Flamenco’s forceful role for female dancers gives Maya a healthy self-confidence boost as well, she says. “You can be very powerful, very independent, but also very feminine.”
Thanks to her practice of imbuing traditional flamenco steps with her feelings, Maya has been praised worldwide for breaking from the sometimes-overbearing melodrama often associated with the dance. Sara Wolf of Dance magazine praised Maya for advancing flamenco’s future simply by “dancing with joy and humanity.”
In her solos, Maya creates stunning shapes through languid movements and port de bras, then sparks to life with sudden bursts of energy that send her stomping and spinning around the stage. She plays with the lights and darks of flamenco, not only in the steps, but in the lighting and costumes, and her actions and emotions.
As she developed her own style of dance and choreography, Maya moved on from guest-performer roles in flamenco companies in Spain and Japan and founded her own troupe, La Diosa en Nosotras, in 1997. An additional boost to her fame was a significant role in Flamenco, a 1996 film showcasing performances from flamenco’s most popular artists (which also featured her father, Mario Maya).
She debuted the piece she will be performing at Archa in Spain last year. Since then, she’s also taken it to China, Spain, the Netherlands and New York. Its title, Dibujos, means drawings. Maya says she choreographed the piece to “draw” a path between different forms of flamenco, between dance and music and between the performers and the audience.
“It’s about solo dancers and their traditional flamenco styles,” she says. “We tried to show their evolution” from time-honored flamenco routines to Maya’s contemporary compositions.
“There is no better way to honor those who have preceded us than by reinventing their memory,” says David Montero, director of Dibujos. “Belen knows this and perhaps it is because of this that her dance is a pure gift, impassioned — an exact translation of a sentiment that occurred in another time and space, reborn in this instant as a treasure for our eyes and our hearts.”

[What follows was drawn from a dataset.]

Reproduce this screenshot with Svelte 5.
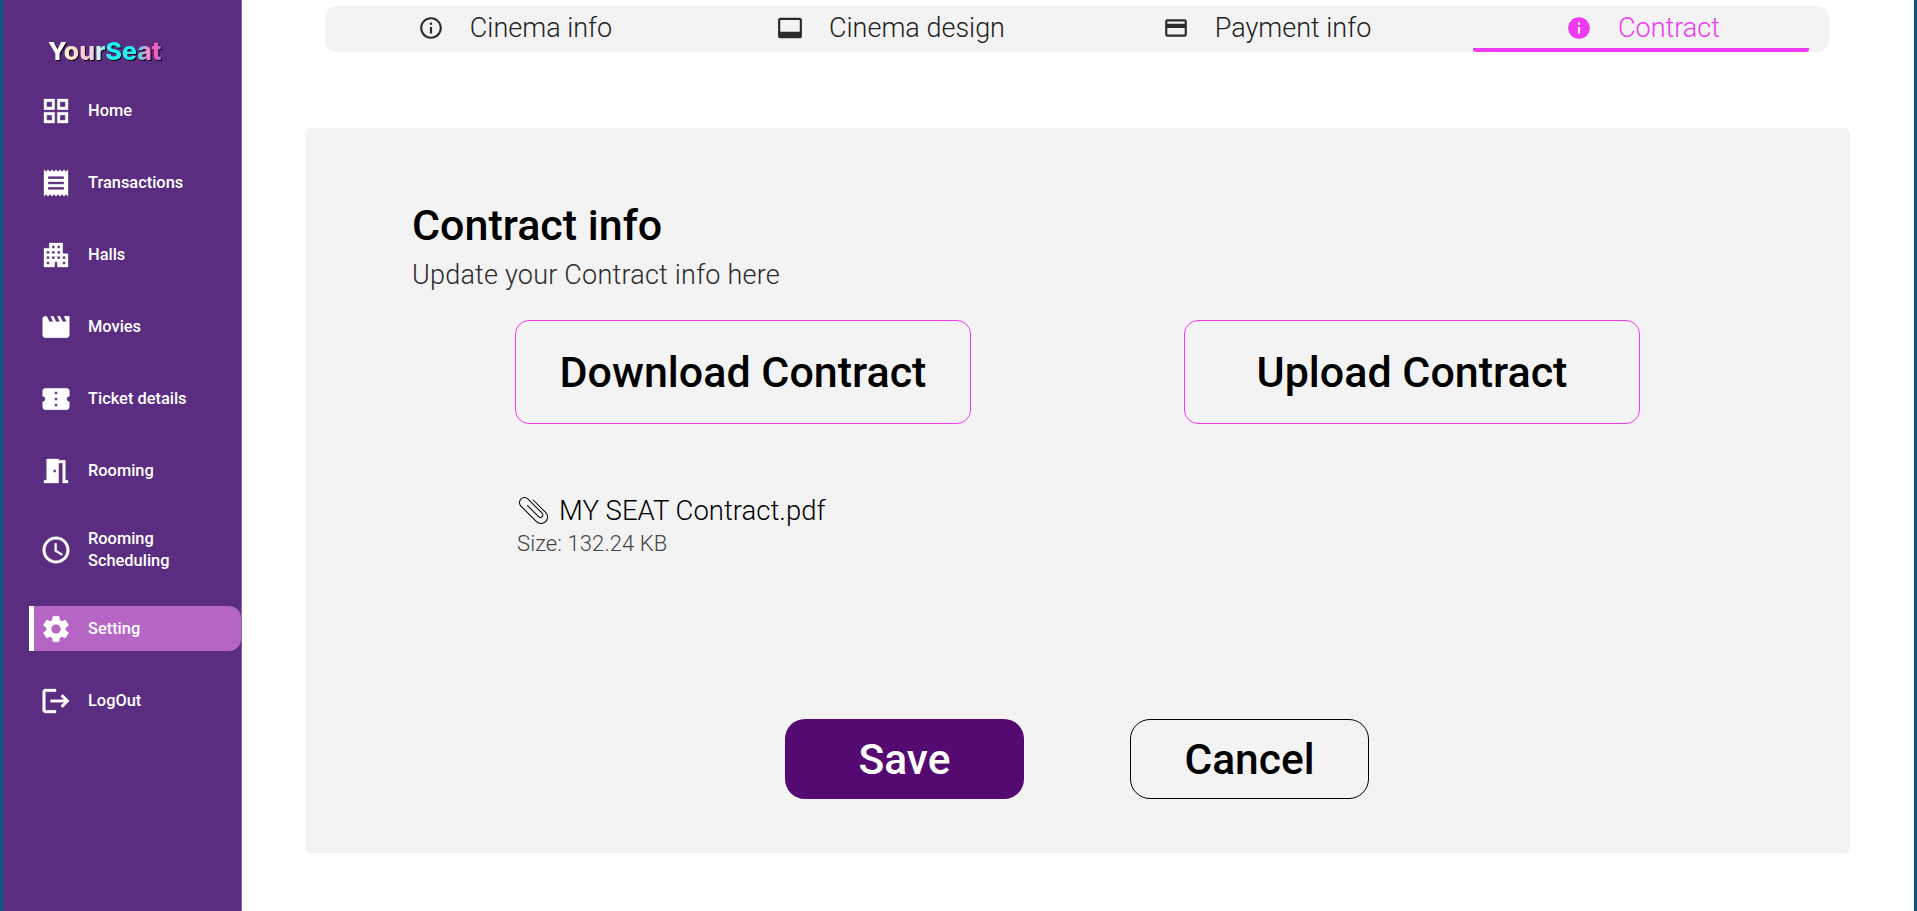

Flamenco’s roots reach back beyond the eighth century in Spain, to the region’s mix of Andalusian, Islamic and Gypsy cultures. Today the flamenco dancer, particularly the woman, or bailaora, in her close-fitting dress flaring into cascades of ruffles at the knee, is the iconic image of Spanish dance to the rest of the world.
“It’s got its own traditional music and physical steps,” Maya says of flamenco’s technical backbone. But “it has to evolve; it’s a form of art.”

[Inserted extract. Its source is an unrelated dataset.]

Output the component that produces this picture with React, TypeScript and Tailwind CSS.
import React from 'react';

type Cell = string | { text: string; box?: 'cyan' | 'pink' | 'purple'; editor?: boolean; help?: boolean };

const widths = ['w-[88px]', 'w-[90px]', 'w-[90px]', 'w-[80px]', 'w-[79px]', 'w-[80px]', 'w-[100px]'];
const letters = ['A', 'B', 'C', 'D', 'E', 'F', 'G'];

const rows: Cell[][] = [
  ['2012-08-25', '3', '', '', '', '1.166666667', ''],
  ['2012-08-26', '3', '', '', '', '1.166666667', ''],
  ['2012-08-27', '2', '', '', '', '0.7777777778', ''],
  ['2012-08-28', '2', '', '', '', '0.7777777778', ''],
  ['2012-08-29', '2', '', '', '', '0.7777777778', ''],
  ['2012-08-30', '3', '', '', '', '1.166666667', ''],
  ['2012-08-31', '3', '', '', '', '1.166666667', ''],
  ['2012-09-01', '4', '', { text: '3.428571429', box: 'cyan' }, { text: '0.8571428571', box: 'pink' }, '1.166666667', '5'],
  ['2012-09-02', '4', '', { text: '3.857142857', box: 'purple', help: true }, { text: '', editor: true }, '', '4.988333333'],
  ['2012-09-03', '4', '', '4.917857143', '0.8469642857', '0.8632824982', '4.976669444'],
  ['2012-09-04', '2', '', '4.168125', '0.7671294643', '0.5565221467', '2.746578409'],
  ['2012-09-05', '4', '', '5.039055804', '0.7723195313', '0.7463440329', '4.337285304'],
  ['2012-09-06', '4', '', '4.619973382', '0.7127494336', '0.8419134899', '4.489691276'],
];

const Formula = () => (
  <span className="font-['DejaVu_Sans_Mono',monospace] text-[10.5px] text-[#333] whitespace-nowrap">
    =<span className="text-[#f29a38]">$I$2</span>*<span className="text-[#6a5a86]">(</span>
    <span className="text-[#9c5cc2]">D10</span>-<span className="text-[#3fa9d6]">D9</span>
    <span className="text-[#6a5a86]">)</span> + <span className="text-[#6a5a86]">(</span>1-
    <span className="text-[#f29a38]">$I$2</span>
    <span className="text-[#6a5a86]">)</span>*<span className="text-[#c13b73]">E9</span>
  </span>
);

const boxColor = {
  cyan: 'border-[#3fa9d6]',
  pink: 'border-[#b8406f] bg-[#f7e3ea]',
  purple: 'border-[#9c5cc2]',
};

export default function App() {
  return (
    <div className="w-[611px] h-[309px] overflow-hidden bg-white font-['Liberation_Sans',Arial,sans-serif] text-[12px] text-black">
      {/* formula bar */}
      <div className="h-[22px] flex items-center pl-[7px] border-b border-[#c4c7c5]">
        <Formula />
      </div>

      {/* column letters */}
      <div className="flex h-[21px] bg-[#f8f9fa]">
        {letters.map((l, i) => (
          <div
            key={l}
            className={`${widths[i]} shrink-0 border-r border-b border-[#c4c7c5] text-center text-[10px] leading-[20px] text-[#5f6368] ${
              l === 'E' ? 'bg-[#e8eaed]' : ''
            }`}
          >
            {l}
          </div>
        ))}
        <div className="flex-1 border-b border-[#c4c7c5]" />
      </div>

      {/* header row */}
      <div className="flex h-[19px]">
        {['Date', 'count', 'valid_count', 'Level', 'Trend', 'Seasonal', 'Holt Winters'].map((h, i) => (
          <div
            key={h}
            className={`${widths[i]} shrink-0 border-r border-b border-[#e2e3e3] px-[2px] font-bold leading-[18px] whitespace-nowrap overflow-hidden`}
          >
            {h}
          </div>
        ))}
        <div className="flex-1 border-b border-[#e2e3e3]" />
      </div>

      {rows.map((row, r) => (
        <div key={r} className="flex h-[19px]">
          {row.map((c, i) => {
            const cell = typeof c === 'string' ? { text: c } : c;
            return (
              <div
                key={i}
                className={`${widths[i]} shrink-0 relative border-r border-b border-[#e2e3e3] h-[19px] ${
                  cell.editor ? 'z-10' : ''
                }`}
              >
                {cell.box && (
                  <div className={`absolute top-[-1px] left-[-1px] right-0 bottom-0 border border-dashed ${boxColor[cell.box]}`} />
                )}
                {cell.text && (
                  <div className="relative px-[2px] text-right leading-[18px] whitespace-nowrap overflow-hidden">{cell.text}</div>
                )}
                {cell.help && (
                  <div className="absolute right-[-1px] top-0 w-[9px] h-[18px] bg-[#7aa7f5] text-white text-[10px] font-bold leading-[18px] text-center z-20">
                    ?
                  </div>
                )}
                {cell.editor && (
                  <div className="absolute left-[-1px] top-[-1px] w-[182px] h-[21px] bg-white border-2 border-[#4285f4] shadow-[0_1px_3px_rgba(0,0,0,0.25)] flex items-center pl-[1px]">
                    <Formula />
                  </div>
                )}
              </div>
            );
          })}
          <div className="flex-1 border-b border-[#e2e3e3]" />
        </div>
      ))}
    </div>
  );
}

As yet another step in the art form’s evolution, Maya conducts flamenco workshops for budding dancers worldwide. She held one here in Prague at the recommendation of a Spanish expat in June 2006.
Maya’s voice — girlish and sweet, very different from the imposing, womanly aura she brings to the stage — gets positively giddy when discussing her debut in Prague, a city she marveled at on her first visit.
“[The Spanish expat] told me the Czech people would love flamenco because of their personality,” she says, which proved to be true in the workshop. Continuing her mission to take flamenco beyond the tourists to appreciative international dance aficionados, Maya says she’s looking forward to performing her chosen art form for Prague, presenting both its traditional past and its ever-evolving future.